Here. (Four Simple Words of Christmas #3)

I am always here. I cannot escape it, like the perpetual bondage of the present, I exist here. In the past or future I might be there but presently I’m always where I am and where I am is here. You might be there. God might be there. Only when we are together are we all here.

When tragedy strikes in a family member’s life, where you are geographically in relation to the other person matters. I remember a few years ago my phone buzzing in the middle of a Sunday church service. Glancing down at my lock screen, I saw a bit of the text from my mom, “Grandma had a stroke and it’s really…” I swiped the phone open to read the rest of the message. “… bad. I’m trying to get out there ASAP.” My grandma lives three states away, and in that moment I was thinking of all the friends I have in the airline industry who might be able to get me out there fast.

Because you can’t send comfort from afar. You send sympathy. You send condolences. Comfort requires closeness. To hug and to hold. To be here.

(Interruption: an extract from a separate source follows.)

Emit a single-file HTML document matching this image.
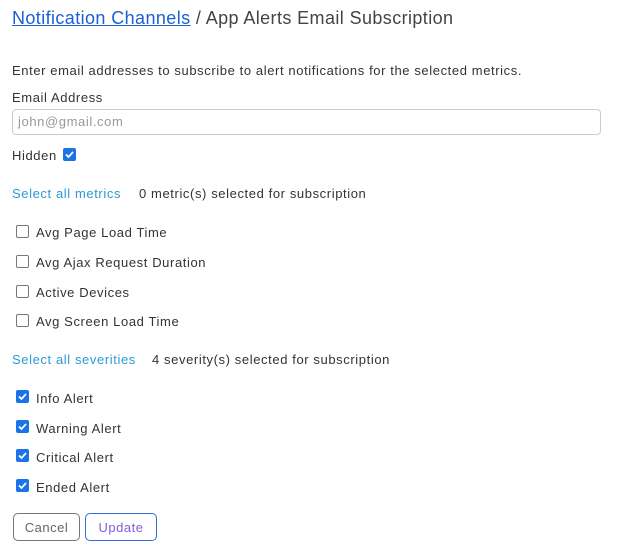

Here, then, is a lot less about geography and way more about the comfort of proximity. It’s a word of nearness, of knowing, of connection, of presence.

Along the parade of prophets announcing the coming of the Messiah were also the pronouncements of comfort for the people of God. Isaiah is one of these prophets who announces the physical restoration of Israel out of exile back to their homeland. And amid the reassurances of restoration, he prophesies about the spiritual restoration of the people.

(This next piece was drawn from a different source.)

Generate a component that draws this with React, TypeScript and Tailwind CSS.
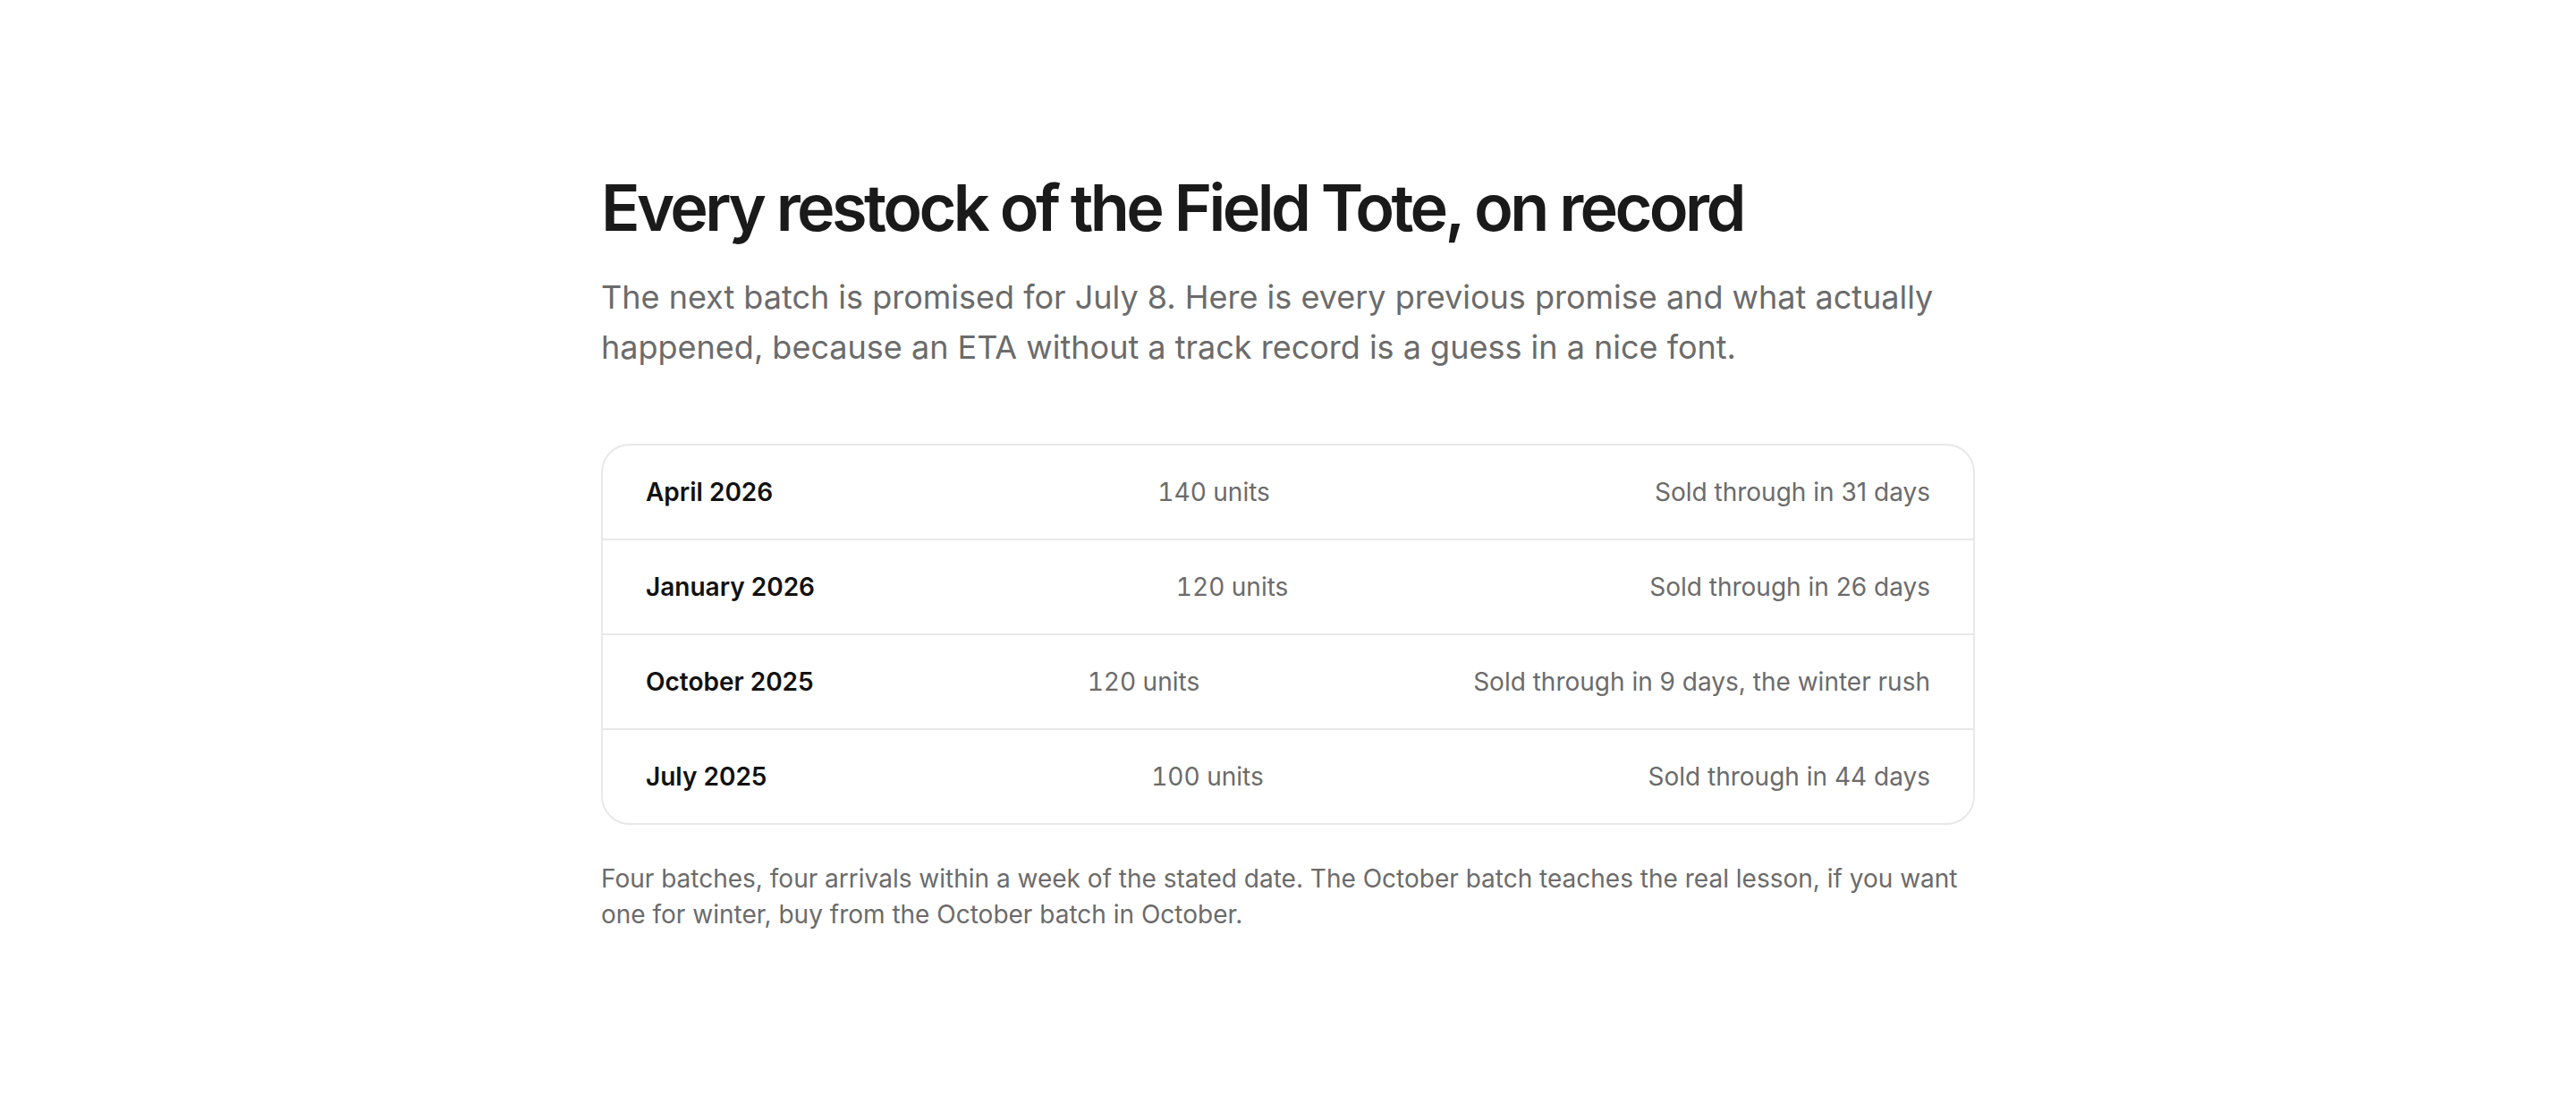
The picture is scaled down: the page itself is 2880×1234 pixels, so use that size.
const batches = [
  { month: "April 2026", units: "140 units", outcome: "Sold through in 31 days" },
  { month: "January 2026", units: "120 units", outcome: "Sold through in 26 days" },
  { month: "October 2025", units: "120 units", outcome: "Sold through in 9 days, the winter rush" },
  { month: "July 2025", units: "100 units", outcome: "Sold through in 44 days" },
];

const App = () => (
  <div className="min-h-screen bg-white font-['Inter',sans-serif] antialiased">
    <main className="mx-auto max-w-[1536px] pt-48 pb-32">
      <h1 className="text-[72px] leading-[80px] font-semibold tracking-tighter text-[#1a1a1a]">
        Every restock of the Field Tote, on record
      </h1>
      <p className="mt-8 text-[36px] leading-[56px] text-[#6b6b6b]">
        The next batch is promised for July 8. Here is every previous promise and what actually happened, because an
        ETA without a track record is a guess in a nice font.
      </p>

      <div className="mt-20 overflow-hidden rounded-[32px] border-2 border-[#e8e8e8]">
        {batches.map((b, i) => (
          <div
            key={b.month}
            className={`flex items-center justify-between px-12 py-8 text-[28px] leading-[40px] ${i > 0 ? "border-t-2 border-[#e8e8e8]" : ""}`}
          >
            <span className="font-semibold text-[#111111]">{b.month}</span>
            <span className="tabular-nums text-[#6b6b6b]">{b.units}</span>
            <span className="text-[#6b6b6b]">{b.outcome}</span>
          </div>
        ))}
      </div>

      <p className="mt-10 text-[28px] leading-[40px] text-[#6b6b6b]">
        Four batches, four arrivals within a week of the stated date. The October batch teaches the real lesson, if you
        want one for winter, buy from the October batch in October.
      </p>
    </main>
  </div>
);

export default App;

Comfort, comfort my people, says your God.
Speak tenderly to Jerusalem, and cry to her
that her warfare is ended,
that her iniquity is pardoned,
that she has received from the Lord’s hand
double for all her sins.
— Isaiah 40:1-2
For the Lord comforts Zion;
he comforts all her waste places
and makes her wilderness like Eden,
her desert like the garden of the Lord;
joy and gladness will be found in her,
thanksgiving and the voice of song.
— Isaiah 51:3

For the Israelites, Here was a world of warfare. Here was a place of iniquity. Here was a place of spiritual poverty. Livinghere was like living in a wasteland. Yet Isaiah gave hope, specifically the thought that when the Lord brings his long-awaited comfort, he will bring peace and forgiveness and abundant blessings and prosperity. If that could happen, all who live here would want to live there.

There is a term the Israelites used to describe this hopeful expectation, this renewal of the earth and the Israelites to their former blessings and special relationship to the Lord. They labeled it the “Consolation of Israel.” At the core of this hope lay the sentiment, “God, would you come down here?”

People today are torn over the state of the world, the state of the country, the state of society. It won’t take long in your imagination for you to conjure up some recent tragedy we all wish weren’t so, and some politician who did x idiotic thing, and some business that has y scandal. On a much more intimate scale, our families have our own pains and hurts and concerns. We utter nonsense like, “In a perfect world,” and “it is what it is.” We long for here to be like it is with God there. In many of the same ways we are people living in exile, just like the Israelites. We feel that here is a place to improve, perhaps even escape. Our systemic issues run so deep we might even ask, “God would you come down here? We need you here!”

Advent is a glorious reminder that God came down here. Not just to us, not just in our direction, but to our location and our dysfunction. He came to earth. _Here_is not an abstract realm to God. He knows the geography and climate and geology of our earth. He knows the structures of our society. He knows the challenges of running a small business. He knows the wickedness among us. He knows the systemic injustice found in our governance. He knows what it is to be here. Here’s a beautiful byproduct of God coming here: he knows, sees, feels, and has walked the road with us here.

In coming down here, Jesus indeed consoled God’s people. Simeon was an elderly Jewish man living at the time of Christ’s birth. Luke records his story in Luke 2:25, and as Luke introduces us to Simeon, he says Simeon was “waiting for the consolation of Israel.” Simeon groaned for better days. He desired the Lord’s righteousness to abound around him. Upon seeing the eight day old baby Jesus, Simeon took the baby in his arms and praised God, saying “I have seen your salvation. You prepared it in the presence of all people.” Few had the privilege like Simeon to wrap their arms around the one who came to us to comfort us. It was so moving for him, he literally says, “I’m finally able to die in peace.” God is here!

As Jesus would grow, he would hint at his mission to bring comfort to the world. In one of his most famous teachings, Jesus promised, ”Blessed are those who mourn, for they shall be comforted” (Matthew 5:4). And later in his life, as his disciples were learning what Jesus was all about, they asked him to teach them to pray. So he prayed, “Your kingdom come, your will be done, (here) on earth as it is in heaven” (Matthew 6:10).

So much of the life of Jesus was tied up in the restoration and consolation of God’s people to himself, and not in ways where we have to wait to go there to where God is, but to see God has come here to where we are!

Rejoice. Ponder. Reflect. And find rest in the fact that our God sees us here. He is bringing about his peace and comfort to us, which he initiated those centuries ago in Bethlehem… On earth as it is in heaven.